Lima Barreto está sendo redescoberto quase cem anos após sua morte. Seis livros serão lançados antes ou durante a Flip, entre eles a aguardada biografia “Triste visionário” (Companhia das Letras), de Lilia Moritz Schwarcz, a reedição de “Vida e morte de M. J. Gonzaga de Sá” (Ateliê), qualificado como “obra preciosa” por Monteiro Lobato, em carta de 1918 endereçada a Lima, e também a nova edição de “A vida de Lima Barreto” (Autêntica), biografia do escritor lançada em 1952 por Francisco Assis Barbosa. Segundo Beatriz Resende, que pesquisa a vida e a obra de Lima há 40 anos e também está lançando dois trabalhos, “a retomada é fruto do estudo da reconfiguração das questões de raça e resultado de um novo olhar sobre o que é literatura”:

— Lima é autor de uma obra vasta e complexa.
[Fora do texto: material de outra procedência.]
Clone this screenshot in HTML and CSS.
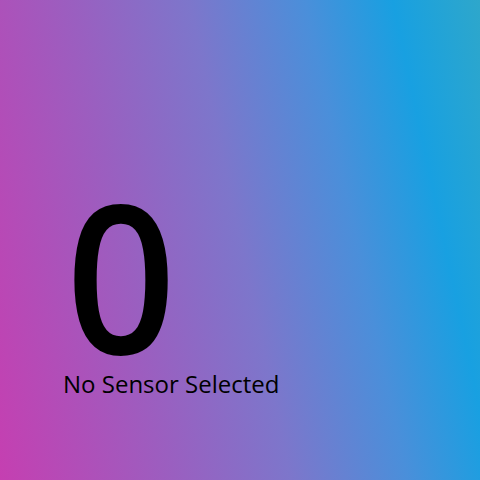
FILE: index.html
```html
<!DOCTYPE html>
<html>
<head>
<meta charset="utf-8">
<link rel="stylesheet" href="styles.css">
</head>
<body>
<main class="panel">
  <div class="reading">
    <div class="value">0</div>
    <div class="label">No Sensor Selected</div>
  </div>
</main>
</body>
</html>
```
FILE: styles.css
```css
html, body {
  margin: 0;
  padding: 0;
}
.panel {
  width: 480px;
  height: 480px;
  box-sizing: border-box;
  display: flex;
  flex-direction: column;
  justify-content: flex-end;
  padding: 0 0 80px 63px;
  background: linear-gradient(78deg, #c53fb1 0%, #9a5fc0 30%, #7d76cb 50%, #4a8fda 70%, #18a0e1 85%, #2ea7cb 100%);
  font-family: "Open Sans", "Noto Sans", sans-serif;
  color: #000;
}
.reading {
  display: flex;
  flex-direction: column;
  align-items: flex-start;
}
.value {
  font-size: 206px;
  line-height: 186px;
  font-weight: 600;
  margin-left: 3px;
  transform: scaleX(0.935);
  transform-origin: left center;
}
.label {
  font-size: 24px;
  line-height: 33px;
}
```
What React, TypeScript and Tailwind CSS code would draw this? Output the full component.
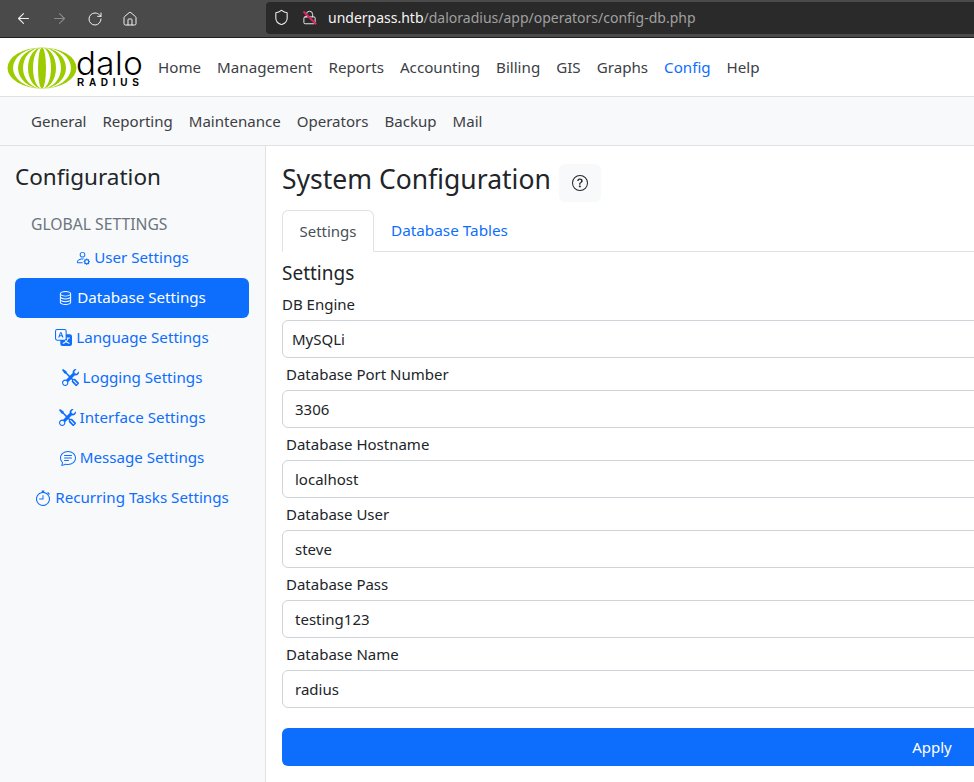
import React from 'react';
import { ArrowLeft, ArrowRight, RotateCw, House, Shield, Lock } from 'lucide-react';
import { BsPersonGear, BsDatabase, BsTranslate, BsTools, BsChatText, BsStopwatch, BsQuestionCircle } from 'react-icons/bs';

const navItems = ['Home', 'Management', 'Reports', 'Accounting', 'Billing', 'GIS', 'Graphs', 'Config', 'Help'];
const subItems = ['General', 'Reporting', 'Maintenance', 'Operators', 'Backup', 'Mail'];

const sideItems = [
  { label: 'User Settings', icon: BsPersonGear, size: 15 },
  { label: 'Database Settings', icon: BsDatabase, size: 15, active: true },
  { label: 'Language Settings', icon: BsTranslate, size: 17 },
  { label: 'Logging Settings', icon: BsTools, size: 17 },
  { label: 'Interface Settings', icon: BsTools, size: 17 },
  { label: 'Message Settings', icon: BsChatText, size: 16 },
  { label: 'Recurring Tasks Settings', icon: BsStopwatch, size: 16 },
];

const fields = [
  { label: 'Database Port Number', value: '3306' },
  { label: 'Database Hostname', value: 'localhost' },
  { label: 'Database User', value: 'steve' },
  { label: 'Database Pass', value: 'testing123' },
  { label: 'Database Name', value: 'radius' },
];

// white tapered meridians of the globe, given as inner and outer radius
const stripes = [
  [4, 9],
  [14, 19],
  [24, 29],
];

const Logo = () => (
  <div className="relative w-[136px] h-[44px] shrink-0">
    <svg width="70" height="42" viewBox="0 0 70 42" className="absolute left-0 top-[2px]">
      <ellipse cx="35" cy="21" rx="34.5" ry="20.5" fill="#9ccc00" />
      {stripes.map(([a, b]) => (
        <g key={a} fill="#ffffff">
          <path d={`M35 .5A${b} 20.5 0 0 1 35 41.5A${a} 20.5 0 0 0 35 .5Z`} />
          <path d={`M35 .5A${b} 20.5 0 0 0 35 41.5A${a} 20.5 0 0 1 35 .5Z`} />
        </g>
      ))}
    </svg>
    <span className="absolute left-[69px] top-[6px] text-[33px] leading-[24px] font-light tracking-[0.5px] text-black font-['Inter',sans-serif]">dalo</span>
    <span className="absolute left-[70px] top-[33px] text-[10px] leading-[10px] font-bold tracking-[4.7px] text-black font-['Liberation_Sans',sans-serif]">RADIUS</span>
  </div>
);

export default function App() {
  return (
    <div className="w-[974px] h-[782px] overflow-hidden flex flex-col bg-white text-[#212529] font-['Noto_Sans',sans-serif]">
      {/* Browser toolbar */}
      <div className="h-[38px] shrink-0 bg-[#4a4a4a] border-b border-[#1f1f1f] flex items-center pl-[15px]">
        <ArrowLeft size={17} strokeWidth={1.5} className="text-[#f0f0f0]" />
        <ArrowRight size={17} strokeWidth={1.5} className="text-[#8a8a8a] ml-[19px]" />
        <RotateCw size={16} strokeWidth={1.5} className="text-[#f0f0f0] ml-[19px]" />
        <House size={16} strokeWidth={1.5} className="text-[#f0f0f0] ml-[19px]" />
        <div className="ml-[128px] h-[32px] flex-1 bg-[#2a2a2a] rounded-l-[4px] flex items-center pl-[7px] mb-[2px]">
          <Shield size={17} strokeWidth={1.5} className="text-[#f0f0f0]" />
          <div className="relative ml-[12px] mr-[11px]">
            <Lock size={15} strokeWidth={1.5} className="text-[#f0f0f0]" />
            <div className="absolute left-[-1px] top-[7px] w-[18px] h-[1.5px] bg-[#e0245e] rotate-45" />
          </div>
          <span className="text-[14px] text-[#f5f5f5]">underpass.htb<span className="text-[#a0a0a0]">/daloradius/app/operators/config-db.php</span></span>
        </div>
      </div>

      {/* Main nav */}
      <nav className="h-[59px] shrink-0 bg-white border-b border-[#dee2e6] flex items-center pl-[7px]">
        <Logo />
        <div className="flex gap-[16px] ml-[15px] pt-[1px]">
          {navItems.map((item) => (
            <a key={item} className={`text-[15.15px] ${item === 'Config' ? 'text-[#0d6efd]' : 'text-[#3c4045]'}`}>{item}</a>
          ))}
        </div>
      </nav>

      {/* Sub nav */}
      <div className="h-[49px] shrink-0 bg-[#f8f9fa] border-b border-[#dee2e6] flex items-center gap-[16px] pl-[31px]">
        {subItems.map((item) => (
          <a key={item} className="text-[15.05px] text-[#3c4045]">{item}</a>
        ))}
      </div>

      <div className="flex flex-1 min-h-0">
        {/* Sidebar */}
        <aside className="w-[266px] shrink-0 bg-[#f8f9fa] border-r border-[#dee2e6] pl-[15px] pr-[16px] pt-[15px]">
          <h4 className="text-[22.5px] leading-[32px]">Configuration</h4>
          <div className="pl-[16px] mt-[19px] text-[15.7px] leading-[24px] text-[#6c757d]">GLOBAL SETTINGS</div>
          <ul className="mt-[2px]">
            {sideItems.map(({ label, icon: Icon, active, size }) => (
              <li key={label}>
                <a className={`h-[40px] pb-[1px] rounded-[6px] flex items-center justify-center gap-[4px] text-[15.15px] ${active ? 'bg-[#0d6efd] text-white' : 'text-[#0d6efd]'}`}>
                  <Icon size={size} />
                  {label}
                </a>
              </li>
            ))}
          </ul>
        </aside>

        {/* Content */}
        <main className="flex-1 min-w-0 pl-[16px] overflow-hidden">
          <div className="w-[1300px]">
            <div className="flex items-start mt-[16px]">
              <h1 className="text-[26.5px] leading-[34px]">System Configuration</h1>
              <div className="ml-[8px] mt-[2px] w-[42px] h-[38px] bg-[#f8f9fa] rounded-[6px] flex items-center justify-center">
                <BsQuestionCircle size={16} className="text-[#212529]" />
              </div>
            </div>
            <div className="flex border-b border-[#dee2e6] mt-[8px] h-[42px]">
              <div className="h-[42px] w-[92px] flex items-center justify-center border border-[#dee2e6] border-b-white rounded-t-[6px] bg-white text-[15px] text-[#495057]">Settings</div>
              <div className="h-[41px] px-[17px] flex items-center text-[15.3px] text-[#0d6efd]">Database Tables</div>
            </div>
            <h5 className="text-[19px] leading-[24px] mt-[9px]">Settings</h5>
            <label className="block text-[15px] leading-[22px] mt-[8px] mb-[5px]">DB Engine</label>
            <div className="h-[38px] border border-[#ced4da] rounded-[6px] flex items-center pl-[9px] text-[15px]">MySQLi</div>
            {fields.map((field) => (
              <div key={field.label}>
                <label className="block text-[15px] leading-[22px] pl-[4px] mt-[5px] mb-[5px]">{field.label}</label>
                <input readOnly value={field.value} className="block w-full h-[38px] border border-[#ced4da] rounded-[6px] pl-[12px] text-[15px] text-[#212529] outline-none" />
              </div>
            ))}
            <button className="mt-[20px] w-full h-[38px] rounded-[6px] bg-[#0d6efd] text-white text-[15px]">Apply</button>
          </div>
        </main>
      </div>
    </div>
  );
}
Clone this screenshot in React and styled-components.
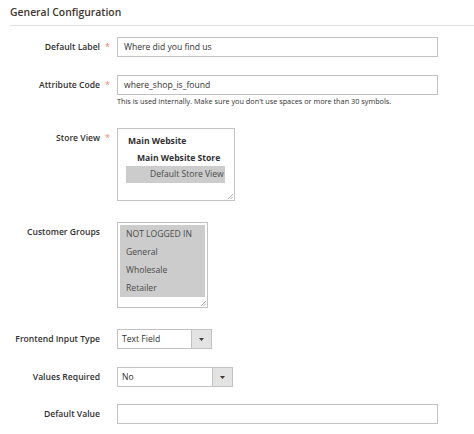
import React from "react";
import styled, { createGlobalStyle } from "styled-components";

const Global = createGlobalStyle`
  html, body { margin: 0; padding: 0; background: #fff; }
  body { font-family: "Open Sans", "Liberation Sans", sans-serif; color: #303030; }
  * { box-sizing: border-box; }
`;

const Page = styled.div`
  width: 474px;
  height: 434px;
  overflow: hidden;
  padding-left: 10px;
`;

const TitleBar = styled.div`
  height: 26px;
  border-bottom: 1px solid #e3e3e3;
  padding-top: 4px;
`;

const Title = styled.h2`
  margin: 0;
  font-size: 10.4px;
  line-height: 16px;
  font-weight: 600;
  color: #41362f;
`;

const Form = styled.div`
  display: flex;
  flex-direction: column;
  margin-left: -10px;
  padding-top: 11px;
`;

const Row = styled.div`
  display: grid;
  grid-template-columns: 100px 17px 1fr;
  align-items: start;
  margin-bottom: ${(p) => p.$space}px;
`;

const Label = styled.div`
  text-align: right;
  font-size: 8.6px;
  font-weight: 600;
  line-height: 20px;
  color: #303030;
  white-space: nowrap;
`;

const Req = styled.span`
  font-size: 9px;
  line-height: 20px;
  color: #e8866c;
  padding-left: 5px;
`;

const Field = styled.div`
  display: flex;
  flex-direction: column;
`;

const Input = styled.div`
  width: ${(p) => p.$w}px;
  height: 20px;
  border: 1px solid #c2c2c2;
  padding: 0 6px;
  font-size: 8.6px;
  line-height: 18px;
  color: #303030;
  background: #fff;
`;

const Note = styled.div`
  font-size: 7.3px;
  line-height: 11px;
  margin-top: 1px;
  color: #303030;
`;

const Select = styled.div`
  width: ${(p) => p.$w}px;
  height: 20px;
  border: 1px solid #c2c2c2;
  display: flex;
  background: #fff;
`;

const SelectValue = styled.div`
  flex: 1;
  font-size: 8.6px;
  line-height: 18px;
  padding-left: 4px;
  color: #303030;
`;

const SelectArrow = styled.div`
  width: 20px;
  border-left: 1px solid #c2c2c2;
  background: #e3e3e3;
  display: flex;
  align-items: center;
  justify-content: center;
`;

const Multi = styled.div`
  position: relative;
  width: ${(p) => p.$w}px;
  height: ${(p) => p.$h}px;
  border: 1px solid #c2c2c2;
  padding: ${(p) => p.$pad};
  background: #fff;
`;

const Option = styled.div`
  height: ${(p) => p.$h}px;
  line-height: ${(p) => p.$h}px;
  font-size: 8.6px;
  font-weight: ${(p) => (p.$bold ? 700 : 400)};
  padding-left: ${(p) => p.$indent}px;
  color: ${(p) => (p.$bold ? "#303030" : "#4a4a4a")};
  background: ${(p) => (p.$selected ? "#cccccc" : "transparent")};
  white-space: nowrap;
  overflow: hidden;
`;

const Resize = styled.svg`
  position: absolute;
  right: 1px;
  bottom: 1px;
`;

const Grip = () => (
  <Resize width="6" height="6" viewBox="0 0 6 6">
    <line x1="6" y1="1" x2="1" y2="6" stroke="#9a9a9a" strokeWidth="0.8" />
    <line x1="6" y1="3.5" x2="3.5" y2="6" stroke="#9a9a9a" strokeWidth="0.8" />
  </Resize>
);

const Arrow = () => (
  <svg width="5" height="3" viewBox="0 0 5 3">
    <polygon points="0,0 5,0 2.5,3" fill="#41362f" />
  </svg>
);

export default function App() {
  return (
    <>
      <Global />
      <Page>
        <TitleBar>
          <Title>General Configuration</Title>
        </TitleBar>
        <Form>
          <Row $space={18}>
            <Label>Default Label</Label>
            <Req>*</Req>
            <Field>
              <Input $w={321}>Where did you find us</Input>
            </Field>
          </Row>
          <Row $space={21}>
            <Label>Attribute Code</Label>
            <Req>*</Req>
            <Field>
              <Input $w={321}>where_shop_is_found</Input>
              <Note>This is used internally. Make sure you don't use spaces or more than 30 symbols.</Note>
            </Field>
          </Row>
          <Row $space={21}>
            <Label>Store View</Label>
            <Req>*</Req>
            <Field>
              <Multi $w={118} $h={73} $pad="4px 9px 0 8px">
                <Option $h={17} $indent={2} $bold>Main Website</Option>
                <Option $h={16} $indent={11} $bold>Main Website Store</Option>
                <Option $h={17} $indent={24} $selected>Default Store View</Option>
                <Grip />
              </Multi>
            </Field>
          </Row>
          <Row $space={21}>
            <Label>Customer Groups</Label>
            <span />
            <Field>
              <Multi $w={91} $h={86} $pad="2px 2px 0 2px">
                <Option $h={18} $indent={6} $selected>NOT LOGGED IN</Option>
                <Option $h={18} $indent={6} $selected>General</Option>
                <Option $h={18} $indent={6} $selected>Wholesale</Option>
                <Option $h={18} $indent={6} $selected>Retailer</Option>
                <Grip />
              </Multi>
            </Field>
          </Row>
          <Row $space={18}>
            <Label>Frontend Input Type</Label>
            <span />
            <Field>
              <Select $w={95}>
                <SelectValue>Text Field</SelectValue>
                <SelectArrow><Arrow /></SelectArrow>
              </Select>
            </Field>
          </Row>
          <Row $space={17}>
            <Label>Values Required</Label>
            <span />
            <Field>
              <Select $w={116}>
                <SelectValue>No</SelectValue>
                <SelectArrow><Arrow /></SelectArrow>
              </Select>
            </Field>
          </Row>
          <Row $space={0}>
            <Label>Default Value</Label>
            <span />
            <Field>
              <Input $w={321} />
            </Field>
          </Row>
        </Form>
      </Page>
    </>
  );
}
Há muito tempo, queríamos que ele fosse homenageado, agora chegou o momento. Por toda a questão política que vivemos, também. Ele mostra o tempo todo o que é a República: são homens vendidos. Escreveu sobre tudo de sua época e era o único a falar do subúrbio.

Lima Barreto morreu de colapso cardíaco em 1º de novembro de 1922. Estava no quarto, lendo a revista francesa “Revue des deux mondes”. Seu pai despertou da demência e perguntou pelo filho. Faleceu dois dias depois, como se as duas vidas estivessem amarradas por um fio invisível. Pai e filho foram enterrados no jazigo 8.024, na quadra 14, no Cemitério São João Batista.